Introduction: Myxodedema coma comprises a complex endocrinological emergency whereby there is severe clinical hypothyroid state. It is a life threatening yet a potentially reversible condition that may prove rather difficult to recognise due to the complex symptomatology. Very few articles report the specific therapy for myxoedema coma.
The case: Here we present an elderly lady with previous total thyroidectomy, who despite receiving oral thyroxin tablets, her TSH maintains at a marginally increased level with normal fT3 and fT4. She presented to the hospital with a trivial urinary tract infection and dehydration for which she was treated with antibiotics and fluids, but despite all, she still exhibited profound hypothermia, bradycardia with obtunded consciousness levels and signs of a severe hypothyroid crisis. Only two intravenous pulses of Tri-iodothyronine (T3) saw the patient making a remarkable recovery within hours to being able to take Levothyroxine orally and maintain response.

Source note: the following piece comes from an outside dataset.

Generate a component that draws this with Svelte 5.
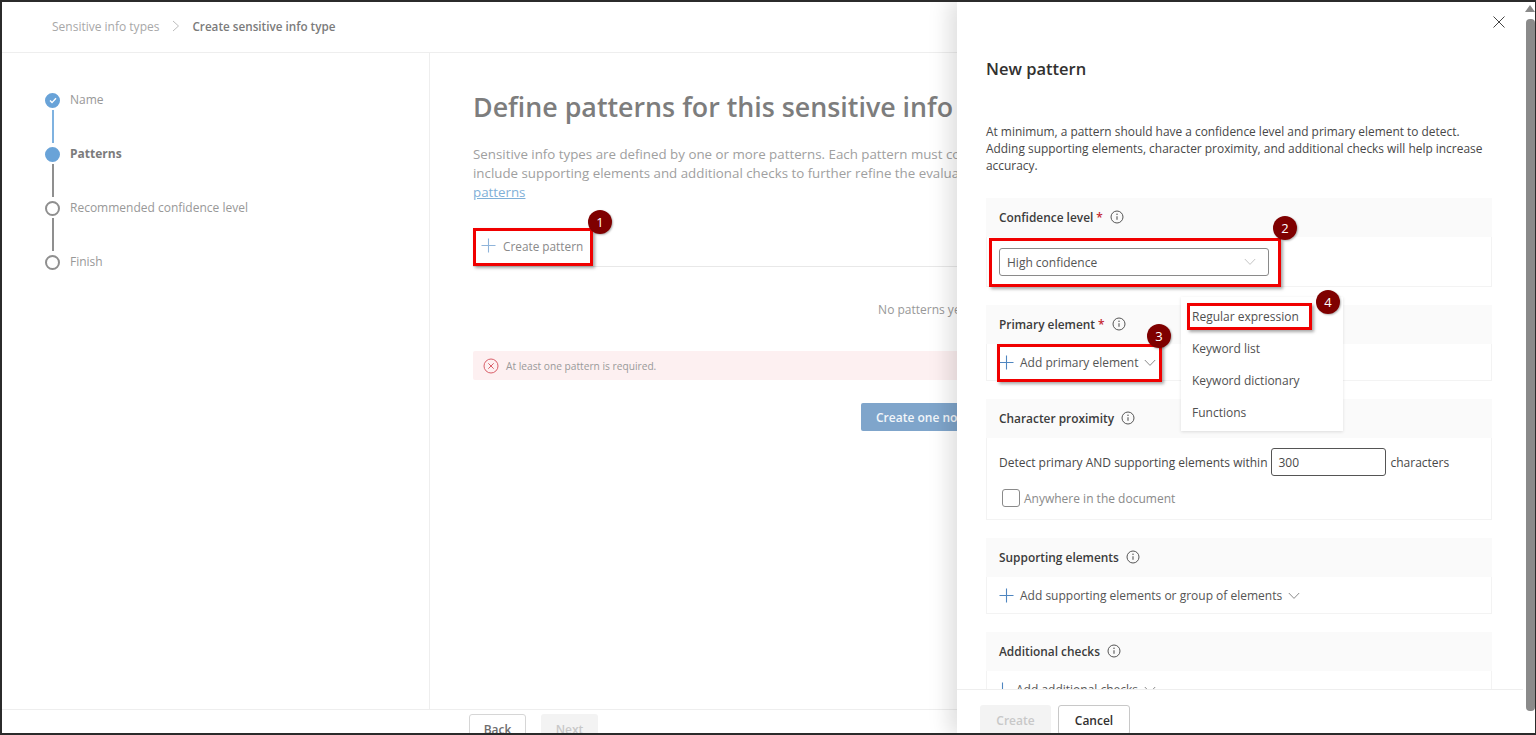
<script>
  const steps = [
    { label: 'Name', state: 'done' },
    { label: 'Patterns', state: 'current' },
    { label: 'Recommended confidence level', state: 'todo' },
    { label: 'Finish', state: 'todo' }
  ];
  const menu = ['Regular expression', 'Keyword list', 'Keyword dictionary', 'Functions'];
</script>

{#snippet plus(color = '#4f86c0')}
  <svg class="plus" width="15" height="15" viewBox="0 0 15 15"><path d="M7.5 .5v14M.5 7.5h14" stroke={color} stroke-width="1.1" fill="none"/></svg>
{/snippet}
{#snippet chev(color = '#8a8a8a')}
  <svg class="chev" width="12" height="8" viewBox="0 0 12 8"><path d="M.8 1l5.2 5.4L11.2 1" stroke={color} stroke-width="1" fill="none"/></svg>
{/snippet}
{#snippet info()}
  <svg class="info" width="14" height="14" viewBox="0 0 14 14"><circle cx="7" cy="7" r="6" stroke="#555" stroke-width="1" fill="none"/><path d="M7 6.2v3.6" stroke="#555" stroke-width="1.1"/><circle cx="7" cy="4.3" r=".75" fill="#555"/></svg>
{/snippet}
{#snippet badge(n, cls)}
  <span class="badge {cls}">{n}</span>
{/snippet}

<div class="frame">
  <header class="crumbs">
    <span class="crumb">Sensitive info types</span>
    <svg width="8" height="12" viewBox="0 0 8 12"><path d="M1 1l5.5 5L1 11" stroke="#bdbdbd" stroke-width="1" fill="none"/></svg>
    <strong>Create sensitive info type</strong>
  </header>

  <div class="wizard">
    <nav class="steps">
      {#each steps as s, i}
        <div class="step {s.state}">
          <div class="rail">
            <span class="dot">
              {#if s.state === 'done'}
                <svg width="8" height="7" viewBox="0 0 8 7"><path d="M1 3.6l2 2 4-4.4" stroke="#fff" stroke-width="1.4" fill="none"/></svg>
              {/if}
            </span>
            {#if i < steps.length - 1}<span class="line"></span>{/if}
          </div>
          <span class="label">{s.label}</span>
        </div>
      {/each}
    </nav>

    <main class="content">
      <h1>Define patterns for this sensitive info type</h1>
      <p class="desc">Sensitive info types are defined by one or more patterns. Each pattern must contain a primary element and can<br/>include supporting elements and additional checks to further refine the evaluation of matched content. Learn about<br/><a href="#top">patterns</a></p>
      <div class="toolbar"><span class="cmd">{@render plus('#8fb4da')} Create pattern</span></div>
      <div class="empty">No patterns yet</div>
      <div class="error">
        <svg width="16" height="16" viewBox="0 0 16 16"><circle cx="8" cy="8" r="7" stroke="#d9606a" fill="none"/><path d="M5.3 5.3l5.4 5.4M10.7 5.3l-5.4 5.4" stroke="#d9606a"/></svg>
        At least one pattern is required.
      </div>
      <div class="cta"><button>Create one now</button></div>
    </main>
  </div>

  <footer class="wizfoot">
    <button class="ghost">Back</button>
    <button class="off">Next</button>
  </footer>

  <aside class="panel">
    <svg class="close" width="12" height="12" viewBox="0 0 12 12"><path d="M.5.5l11 11M11.5.5l-11 11" stroke="#444" stroke-width="1" fill="none"/></svg>
    <div class="scroll">
      <h2>New pattern</h2>
      <p class="intro">At minimum, a pattern should have a confidence level and primary element to detect. Adding supporting elements, character proximity, and additional checks will help increase accuracy.</p>

      <section>
        <h3>Confidence level <em>*</em> {@render info()}</h3>
        <div class="body pad-select">
          <div class="select">High confidence {@render chev('#c4c4c4')}</div>
        </div>
      </section>

      <section>
        <h3>Primary element <em>*</em> {@render info()}</h3>
        <div class="body add">{@render plus()} Add primary element {@render chev()}</div>
      </section>

      <section>
        <h3>Character proximity {@render info()}</h3>
        <div class="body prox">
          <div class="detect">Detect primary AND supporting elements within <span class="num">300</span> characters</div>
          <label class="check"><span class="box"></span> Anywhere in the document</label>
        </div>
      </section>

      <section>
        <h3>Supporting elements {@render info()}</h3>
        <div class="body add">{@render plus()} Add supporting elements or group of elements {@render chev()}</div>
      </section>

      <section>
        <h3>Additional checks {@render info()}</h3>
        <div class="body add nudge">{@render plus()} Add additional checks {@render chev()}</div>
      </section>
    </div>
    <div class="panelfoot">
      <button class="off">Create</button>
      <button class="ghost dark">Cancel</button>
    </div>
    <div class="scrollbar"><span class="arrow"></span><span class="thumb"></span></div>
  </aside>

  <ul class="menu">
    {#each menu as m}<li>{m}</li>{/each}
  </ul>

  <span class="mark m1"></span>
  <span class="mark m2"></span>
  <span class="mark m3"></span>
  <span class="mark m4"></span>
  {@render badge(1, 'b1')}
  {@render badge(2, 'b2')}
  {@render badge(3, 'b3')}
  {@render badge(4, 'b4')}
</div>

<style>
  :global(body) { margin: 0; background: #fff; }
  .frame {
    position: relative; width: 1536px; height: 735px; box-sizing: border-box;
    border: 2px solid #2b2b2b; border-right-width: 1px; overflow: hidden;
    display: flex; flex-direction: column; background: #fff;
    font-family: "Open Sans", "Noto Sans", sans-serif; font-size: 12px; color: #808080;
  }
  .crumbs {
    height: 51px; flex: none; box-sizing: border-box; border-bottom: 1px solid #eee;
    display: flex; align-items: center; gap: 13px; padding-left: 50px; padding-bottom: 2px;
  }
  .crumb { color: #a8a8a8; }
  .crumbs strong { font-weight: 600; color: #7b7b7b; font-size: 11.7px; margin-left: -1px; }
  .wizard { flex: 1; display: flex; min-height: 0; }
  .steps { width: 428px; flex: none; box-sizing: border-box; border-right: 1px solid #eee; padding: 40px 0 0 43px; }
  .step { display: flex; gap: 10px; height: 54px; }
  .rail { width: 15px; display: flex; flex-direction: column; align-items: center; }
  .dot { width: 15px; height: 15px; box-sizing: border-box; border-radius: 50%; display: grid; place-items: center; flex: none; background: #fff; border: 2px solid #8f8f8f; }
  .done .dot, .current .dot { background: #69a3d8; border-color: #69a3d8; }
  .line { width: 2px; height: 33px; margin-top: 2px; background: #8f8f8f; }
  .done .line { background: #7fb2e0; }
  .label { line-height: 15px; margin-top: -1px; color: #989898; }
  .current .label { font-weight: 700; color: #7b7b7b; }
  .content { flex: 1; min-width: 0; padding: 36px 0 0 43px; overflow: hidden; }
  h1 { margin: 0; font-size: 26.8px; line-height: 36px; font-weight: 600; color: #7d7d7d; white-space: nowrap; }
  .desc { margin: 20px 0 0; line-height: 19px; font-size: 13.32px; color: #a0a0a0; white-space: nowrap; }
  .desc a { color: #7fb0d8; }
  .toolbar { margin-top: 23px; height: 41px; width: 700px; border-bottom: 1px solid #e8e8e8; display: flex; align-items: center; padding-left: 8px; box-sizing: content-box; }
  .cmd { display: flex; align-items: center; gap: 7px; color: #8a8a8a; font-size: 11.8px; }
  .empty { width: 897px; text-align: center; margin-top: 33px; line-height: 20px; color: #989898; }
  .error { margin-top: 31px; width: 700px; height: 29px; background: #fdf0f1; border-radius: 2px; display: flex; align-items: center; gap: 7px; padding-left: 10px; box-sizing: border-box; font-size: 10.2px; color: #9a9a9a; }
  .cta { margin-top: 23px; padding-left: 388px; }
  .cta button { height: 28px; width: 130px; border: 0; border-radius: 2px; background: #7fa5cb; color: #f2f6fa; font: 600 12px "Open Sans", sans-serif; text-align: left; padding: 0 0 0 15px; }
  .wizfoot { height: 19px; flex: none; border-top: 1px solid #eee; box-sizing: content-box; display: flex; align-items: flex-start; gap: 15px; padding: 4px 0 0 467px; }
  button { font-family: "Open Sans", sans-serif; font-size: 12px; font-weight: 600; border-radius: 3px; }
  .wizfoot button { width: 57px; height: 30px; flex: none; }
  .ghost { background: #fff; border: 1px solid #d6d6d6; color: #6d6d6d; }
  .off { background: #f3f3f3; border: 0; color: #c8c8c8; }
  .panel {
    position: absolute; top: -2px; bottom: -2px; left: 955px; width: 580px; background: #fff;
    box-shadow: -8px 0 20px rgba(0,0,0,.13); display: flex; flex-direction: column;
  }
  .close { position: absolute; top: 16px; left: 536px; }
  .scroll { flex: 1; min-height: 0; overflow: hidden; padding: 0 45px 0 29px; }
  h2 { margin: 58px 0 0; font-size: 16.5px; line-height: 22px; font-weight: 600; color: #323130; }
  .intro { margin: 43px 0 0; line-height: 17px; font-size: 11.92px; color: #484848; }
  section { margin-top: 18px; }
  .intro + section { margin-top: 24px; }
  h3 { margin: 0; height: 39px; background: #fafafa; display: flex; align-items: center; gap: 3px; font-size: 11.9px; font-weight: 600; color: #3c3c3c; padding: 0 0 2px 13px; box-sizing: border-box; }
  h3 em { color: #c4262e; font-style: normal; }
  h3 .info { margin-left: 4px; }
  .body { box-sizing: border-box; border: 1px solid #f3f3f3; border-top: 0; color: #555; }
  .pad-select { height: 50px; padding: 11px 12px; }
  .select { width: 270px; height: 28px; box-sizing: border-box; border: 1px solid #8a8a8a; border-radius: 3px; display: flex; align-items: center; justify-content: space-between; padding: 0 12px 0 7px; color: #555; }
  .add { height: 37px; display: flex; align-items: center; gap: 6px; padding-left: 12px; padding-top: 1px; }
  .nudge { padding-left: 8px; }
  .prox { height: 82px; padding: 10px 12px 0; }
  .detect { display: flex; align-items: center; gap: 3px; height: 28px; color: #484848; }
  .num { width: 115px; height: 28px; box-sizing: border-box; border: 1px solid #555; border-radius: 3px; display: flex; align-items: center; padding-left: 7px; margin: 0 2px 0 0; }
  .check { display: flex; align-items: center; gap: 4px; margin: 13px 0 0 3px; color: #8a8a8a; }
  .box { width: 18px; height: 18px; box-sizing: border-box; border: 1px solid #8a8a8a; border-radius: 3px; }
  .panelfoot { height: 30px; flex: none; border-top: 1px solid #eee; box-sizing: content-box; display: flex; gap: 7px; padding: 15px 0 0 23px; margin-right: 14px; background: #fff; }
  .panelfoot button { width: 71px; height: 30px; }
  .panelfoot .dark { width: 72px; }
  .dark { color: #323130; border-color: #c8c8c8; }
  .scrollbar { position: absolute; right: 2px; top: 5px; width: 10px; display: flex; flex-direction: column; align-items: center; }
  .arrow { width: 0; height: 0; border: 5px solid transparent; border-top: 0; border-bottom: 7px solid #8a8a8a; }
  .thumb { width: 9px; height: 692px; margin-top: 7px; background: #8a8a8a; border-radius: 4px; }
  .menu { position: absolute; left: 1179px; top: 295px; width: 162px; height: 134px; margin: 0; padding: 4px 0 0; box-sizing: border-box; list-style: none; background: #fff; box-shadow: 0 1px 3px rgba(0,0,0,.12); }
  .menu li { height: 32px; line-height: 32px; padding-left: 11px; color: #505050; }
  .mark { position: absolute; box-sizing: border-box; border: 3px solid #f00000; box-shadow: 2px 2px 3px rgba(0,0,0,.35); }
  .m1 { left: 471px; top: 226px; width: 120px; height: 38px; }
  .m2 { left: 987px; top: 236px; width: 292px; height: 49px; }
  .m3 { left: 995px; top: 342px; width: 165px; height: 38px; }
  .m4 { left: 1185px; top: 301px; width: 125px; height: 27px; }
  .badge { position: absolute; width: 24px; height: 24px; border-radius: 50%; background: #7f0000; color: #fff; font-size: 13px; line-height: 24px; text-align: center; box-shadow: 1px 1px 2px rgba(0,0,0,.3); }
  .b1 { left: 586px; top: 208px; }
  .b2 { left: 1271px; top: 214px; }
  .b3 { left: 1145px; top: 322px; }
  .b4 { left: 1314px; top: 288px; }
</style>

Conclusion: This case describes success with intravenous T3 monotherapy and demonstrates how myxoedema coma can present even with normal serum thyroid hormones; both phenomena are sparsely reported in the literature. We hope to emphasise both the reversibility and the potential life-threatening consequences of myxoedema coma and highlight issues when it presents among multiple co-morbidities posing a wider differential diagnosis; ultimately to raise the clinicians suspicion to swiftly tailor the examination and treat promptly perhaps, regardless of the initial serum thyroid function tests.